A Whole New World

Colours of unimaginable shades, geometrically impossible shapes, a hoard of lifers at one go. In a world whose language is silence, I swam my way through, breathing through my mouth and gripping the guard which was the only source of air tighter and tighter as time went by. All I could hear was my breath- in and out like clockwork, like they had taught us. Another tick on my bucket list- deep sea diving (in Andaman and Nicobar islands). It was more than I had anticipated, it exceeded expectations

We went in as a team of ten, all of us from the same tour package, and all familiar faces. After around an hour of training which involved using the equipment, breathing comfortably and basic techniques like removing water that might enter your goggles when under water, and also learning the various signals to be used to convey certain messages, we were taken down into the unknown, each one of us accompanied by an instructor who was to lead us through the trip.

Training above water...

Training above water…

As he finally turned me upside down and pulled me away from the surface, I took my first glimpse at a world that I had never before seen. And was it different!! Everything around me existed in a harmony so fragrant that it seemed to gratify the eye without arresting it. Eels, black as polish peeped out of corals, clamps of various colours breathed as the soft flesh between the two hard shells quivered ecstatically. Fish of various colours and sizes swam all around me, adorned with a classic dignity that was more an emanation than an attribute.

I found Nemo!!

After about quarter of an hour, my teeth started to ache with gripping the guard so tightly, and my lungs ached for a fresh breath of air that was not compressed in a cylinder. I felt my ears popping and looked up to see the surface getting closer and closer. As we broke the surface, I thankfully gulped in a mouthful of fresh oxygen, glad to finally be out in open air, but extremely dejected at leaving the unknown world so completely unexplored. The millions of things that I had not been able to see beckoned to me, but I had to push on towards the shore, hardly able to feel my teeth and gums.
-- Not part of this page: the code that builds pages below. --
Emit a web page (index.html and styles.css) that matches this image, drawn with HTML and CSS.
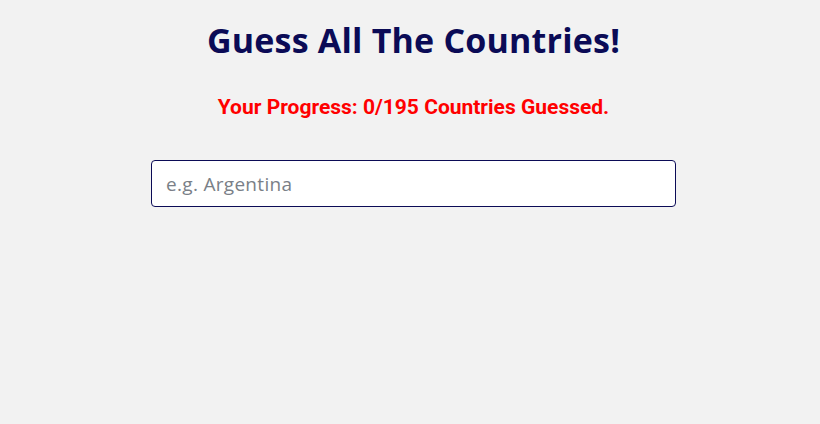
FILE: index.html
```html
<!DOCTYPE html>
<html lang="en">
<head>
<meta charset="utf-8">
<title>Guess All The Countries!</title>
<link rel="stylesheet" href="styles.css">
</head>
<body>
<main class="app">
  <h1 class="title">Guess All The Countries!</h1>
  <p class="progress">Your Progress: 0/195 Countries Guessed.</p>
  <input class="guess" type="text" placeholder="e.g. Argentina">
</main>
</body>
</html>
```

FILE: styles.css
```css
html, body {
  margin: 0;
  padding: 0;
  background: #f2f2f2;
}
.app {
  display: flex;
  flex-direction: column;
  align-items: center;
  padding: 18px 0 0 7px;
  font-family: "Open Sans", Lato, sans-serif;
}
.title {
  margin: 0;
  font-size: 34px;
  font-weight: 700;
  letter-spacing: 0.2px;
  color: #0b0b56;
  line-height: 44px;
}
.progress {
  margin: 33px 0 0;
  font-family: Roboto, sans-serif;
  font-size: 21px;
  font-weight: 700;
  color: #ff0000;
  line-height: 24px;
}
.guess {
  box-sizing: border-box;
  margin-top: 41px;
  width: 525px;
  height: 47px;
  padding: 0 14px;
  border: 1px solid #0b0b56;
  border-radius: 4px;
  background: #fff;
  font-family: "Open Sans", sans-serif;
  font-size: 19px;
  letter-spacing: 0.3px;
  color: #333;
  outline: none;
}
.guess::placeholder {
  color: #7a7f87;
}
```
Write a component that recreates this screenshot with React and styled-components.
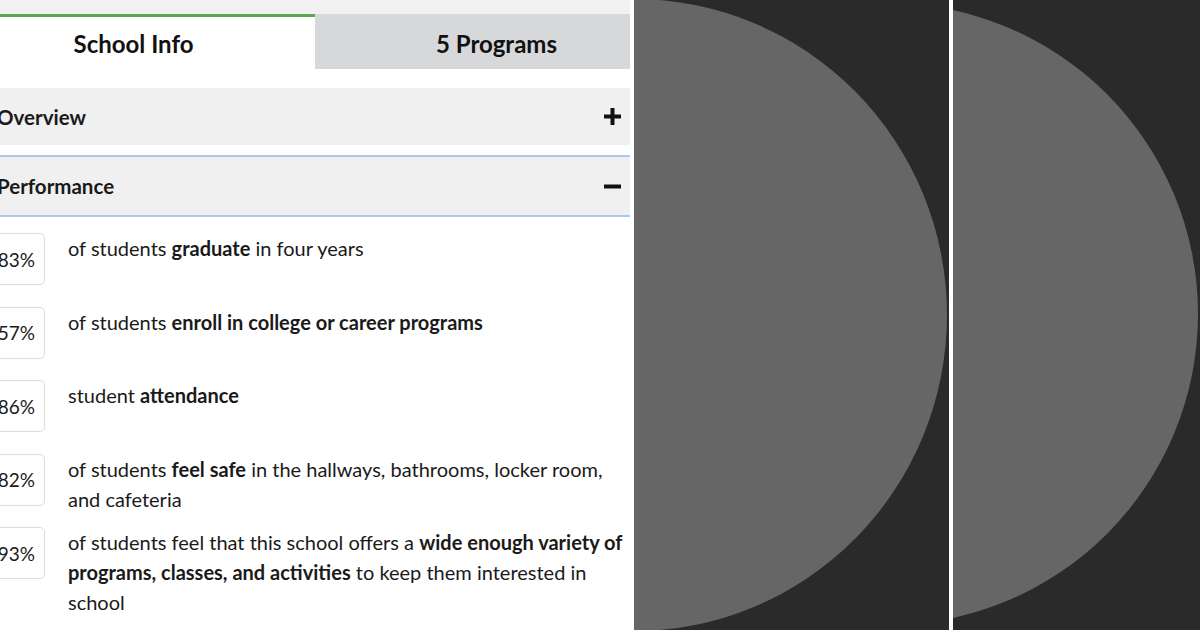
import React from 'react';
import styled, { createGlobalStyle } from 'styled-components';

const GlobalStyle = createGlobalStyle`
  html, body {
    margin: 0;
    padding: 0;
    background: #ffffff;
  }
  body {
    font-family: Lato, "Open Sans", sans-serif;
    color: #1a1a1a;
  }
`;

const Page = styled.div`
  display: flex;
  width: 1200px;
  height: 630px;
  gap: 4px;
  overflow: hidden;
  background: #ffffff;
`;

const InfoPanel = styled.div`
  width: 630px;
  flex: none;
  overflow: hidden;
  background: #ffffff;
`;

const TopStrip = styled.div`
  height: 14px;
  background: #f1f1f1;
`;

// the tab row is wider than the visible panel and gets clipped on both sides
const Tabs = styled.div`
  display: flex;
  height: 55px;
  margin: 0 -48px;
`;

const Tab = styled.div`
  flex: 1;
  display: flex;
  align-items: center;
  justify-content: center;
  box-sizing: border-box;
  font-size: 24px;
  font-weight: 700;
  color: #111;
  background: ${p => (p.$active ? '#ffffff' : '#d7d8da')};
  border-top: 3px solid ${p => (p.$active ? '#62a553' : '#d7d8da')};
`;

const Body = styled.div`
  margin-left: -12px;
  padding-top: 19px;
`;

const Section = styled.div`
  margin-bottom: 10px;
`;

const SectionHead = styled.div`
  display: flex;
  align-items: center;
  justify-content: space-between;
  height: ${p => (p.$open ? '58px' : '57px')};
  padding: 0 9px;
  background: #f0f0f0;
  border-top: ${p => (p.$open ? '2px solid #a9c9e8' : 'none')};
  border-bottom: ${p => (p.$open ? '2px solid #a9c9e8' : 'none')};
  font-size: 20.5px;
  font-weight: 700;
  color: #1a1a1a;
`;

const Toggle = styled.svg`
  width: 17px;
  height: 17px;
  flex: none;
`;

const Stats = styled.div`
  padding-top: 16px;
`;

const StatRow = styled.div`
  display: flex;
  align-items: flex-start;
  gap: 23px;
  height: 73.5px;
`;

const Pct = styled.div`
  width: 57px;
  height: 52px;
  flex: none;
  box-sizing: border-box;
  border: 1px solid #dcdcdc;
  border-radius: 5px;
  display: flex;
  align-items: center;
  justify-content: flex-end;
  padding-right: 9px;
  font-size: 19px;
  color: #1a1a1a;
`;

const StatText = styled.p`
  margin: 0;
  width: 562px;
  font-size: 20px;
  line-height: 30px;
  color: #1a1a1a;
  b {
    font-weight: 700;
  }
`;

const Slide = styled.div`
  height: 630px;
  flex: none;
  width: ${p => p.$w}px;
  background: #2a2a2a;
  svg {
    display: block;
  }
`;

const stats = [
  { pct: '83%', text: <>of students <b>graduate</b> in four years</> },
  { pct: '57%', text: <>of students <b>enroll in college or career programs</b></> },
  { pct: '86%', text: <>student <b>attendance</b></> },
  { pct: '82%', text: <>of students <b>feel safe</b> in the hallways, bathrooms, locker room, and cafeteria</> },
  {
    pct: '93%',
    text: (
      <>
        of students feel that this school offers a <b>wide enough variety of programs, classes, and activities</b> to
        keep them interested in school
      </>
    ),
  },
];

function Plus() {
  return (
    <Toggle viewBox="0 0 17 17">
      <rect x="6.5" y="0" width="4" height="17" fill="#111" />
      <rect x="0" y="6.5" width="17" height="4" fill="#111" />
    </Toggle>
  );
}

function Minus() {
  return (
    <Toggle viewBox="0 0 17 17">
      <rect x="0" y="6.5" width="17" height="4" fill="#111" />
    </Toggle>
  );
}

export default function App() {
  return (
    <>
      <GlobalStyle />
      <Page>
        <InfoPanel>
          <TopStrip />
          <Tabs>
            <Tab $active>School Info</Tab>
            <Tab>5 Programs</Tab>
          </Tabs>
          <Body>
            <Section>
              <SectionHead>
                Overview
                <Plus />
              </SectionHead>
            </Section>
            <Section>
              <SectionHead $open>
                Performance
                <Minus />
              </SectionHead>
              <Stats>
                {stats.map(s => (
                  <StatRow key={s.pct}>
                    <Pct>{s.pct}</Pct>
                    <StatText>{s.text}</StatText>
                  </StatRow>
                ))}
              </Stats>
            </Section>
          </Body>
        </InfoPanel>
        <Slide $w={315}>
          <svg width="315" height="630" viewBox="0 0 315 630">
            <ellipse cx="0" cy="315" rx="313" ry="316" fill="#666666" />
          </svg>
        </Slide>
        <Slide $w={247}>
          <svg width="247" height="630" viewBox="0 0 247 630">
            <circle cx="-66" cy="314" r="311" fill="#666666" />
          </svg>
        </Slide>
      </Page>
    </>
  );
}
This hour of my life will always remind me of how insignificant we actually are in this world, and of how intricate and delicate everything is in Nature. It also gave me a new addition to my bucket list- to get a PADI certificate, which is a certificate that is given to professional scuba divers and I have sworn to tick this off my list as soon as I graduate.

As Tec Clark sums it up beautifully,“Scuba diving is sensual. To breathe underwater is one of the most fascinating and peculiar sensations imaginable. Breathing becomes a rhythmic melody of inhalations and exhalations. The cracks and pops of fish and crustaceans harmonize with the rhythmic chiming of the bubbles as you exhale. Soon, lungs act as bellows, controlling your buoyancy as you achieve weightlessness. And, as in your dreams, you are flying. Combine these otherworldly stimuli and you surrender completely to the sanctuary of the underwater world”.

51 thoughts on “A Whole New World

  1. Wow, beautiful post, your descriptions were so vivid! I’ve never been interested in scuba diving until now 🙂 Definitely something I want to try at some stage!

    Thanks for sharing 🙂


  2. I feel the same way as LuAnn above. I would be having a panic attack from the claustrophobic feeling of all the necessary gear compounded with the fact that I am not a very good swimmer. I can thrash my way across a swimming pool but if I were dropped in the middle of a lake, I would sink like a rock.

    • Claustrophobia might be a problem, but not the fact that you do not know swimming… A few of them who came down with me did not know it too, but since they were helped by an instructor, they managed more than fine… 🙂

  3. This is fantastic, truly fantastic. I remember scuba diving with my son and I can SO, SO REMEMBER that under the ocean sound, the quiet and mutedness, the feeling of floating through that world, seeing the fish so close, so beautiful. This is just fantastic – great pictures too: wonderful.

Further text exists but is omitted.